Su esposo llevaba seis meses trabajando “en las trocas”. Ella se enteró casi un mes después. Tenían dos hijos y uno más venía en camino. Habían planeado huir para que su esposo pudiera dejar de trabajar ahí.
La madrugada del 3 de julio del 2020 en Nuevo Laredo, Tamaulipas, hubo un enfrentamiento entre militares y civiles. Los soldados declararon ante el Ministerio Público que después de una agresión, a las dos de la mañana, repelieron la agresión disparando a civiles armados a bordo de una camioneta pick up y que el enfrentamiento terminó en 12 civiles armados muertos. Tres de ellos vestidos de civil y nueve con equipo táctico.
A la siguiente semana EL UNIVERSAL reveló que tres de los 12 eran jóvenes secuestrados que murieron a manos del ejército y también un video del operativo donde no se ve reacción de los civiles armados, y a pesar de órdenes de cesar el fuego, los soldados continúan disparando.
El esposo de Liz es uno de los presuntos civiles armados, acusados de criminales por Sedena, y quienes llevaban en la camioneta a tres jóvenes atados de pies y manos, que tienen como causa de muerte en el acta de defunción, “herida producida por proyectil disparado por arma de fuego penetrante al cráneo (súbito)”.
Al menos hay otros cinco que tienen el mismo tipo de causa de muerte. La Comisión Nacional de Derechos Humanos (CNDH) recibió una queja por posible ejecución extrajudicial. El cuerpo de los nueve cuentan con más de un disparo, pero en seis de ellos la causa de muerte es un disparo en la cabeza.
“El derecho a la vida fue el que le quitaron. Y más porque no se ve que se esté disparando. En el video no se ve que tuviera armas. Salió corriendo. Lo pudieron detener. Tal vez llevarlo a la cárcel si hizo algo mal“, explica la esposa.
EL UNIVERSAL habló con familiares de cuatro de los nueve presuntos criminales que murieron en esa madrugada para saber si habían realizado alguna denuncia, o si alguna autoridad se les había acercado.
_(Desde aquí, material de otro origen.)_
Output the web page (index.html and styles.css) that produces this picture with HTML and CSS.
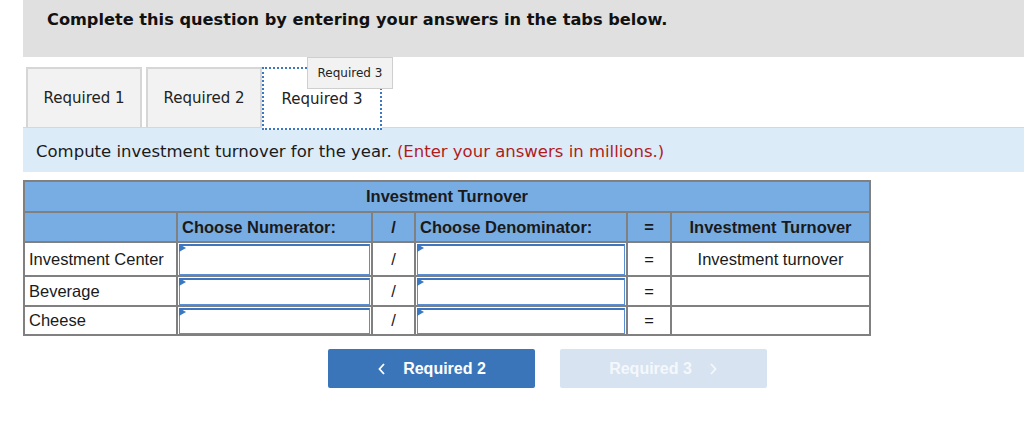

Dijeron que no.
El promedio de edad de los nueve es de 20 años. Algunos familiares no sabían en qué tipo de trabajos estaban sus hijos. Otro confesó que su hijo le habló un día para decirle que lo habían levantado y ahora estaba trabajando de manera forzada con ellos. Uno más sólo vio a su familiar seis veces en el último año y medio porque siempre los tenían trabajando en la sierra.
Cuando la esposa Liz y otros familiares quisieron ir a denunciar a la Fiscalía General de la República, les dijeron que sería un proceso muy largo y que les recomendaban no hacerlo. Y nadie denunció. “Yo no sabía que podíamos hacer algo, porque en todas las notas los critican de alguna forma”, explica.
Ninguna de las 12 personas muertas que presentaron los militares ante el Ministerio Público tenía pertenencias. A Jennifer, esposa de otro, le hablaron cuatro veces entre el 9 y 10 de julio desde el teléfono de su esposo. Ella contestaba, la llamada duraba menos de un minuto y sólo recibía insultos. “Me llamaban para burlarse. Me decían que si yo sabía en qué andaba para qué iba a la FGR a preguntar”.
Valentina visita casi todos los días la sepultura de su hijo. Frente a su tumba está la de su amigo de la infancia,quien también murió en la misma camioneta el 3 de julio. Sobre ambas hay pistolas de juguete y unos carros militares. Valentina dice que para ninguna madre hay un hijo malo y que no tienen por qué juzgarlos.
Ella no quiere que la muerte de su hijo quede impune. Para ella este caso puede servir para evitar que enfrentamientos o agresiones terminen con más muertos. Que detengan a los supuestos criminales, mejor que matarles a tiros. Su hijo también tiene como causa de muerte un disparo en la cabeza.
EL UNIVERSAL buscó entrevista con la CNDH, FGR y Sedena, pero al cierre de la edición ninguna autoridad contestó.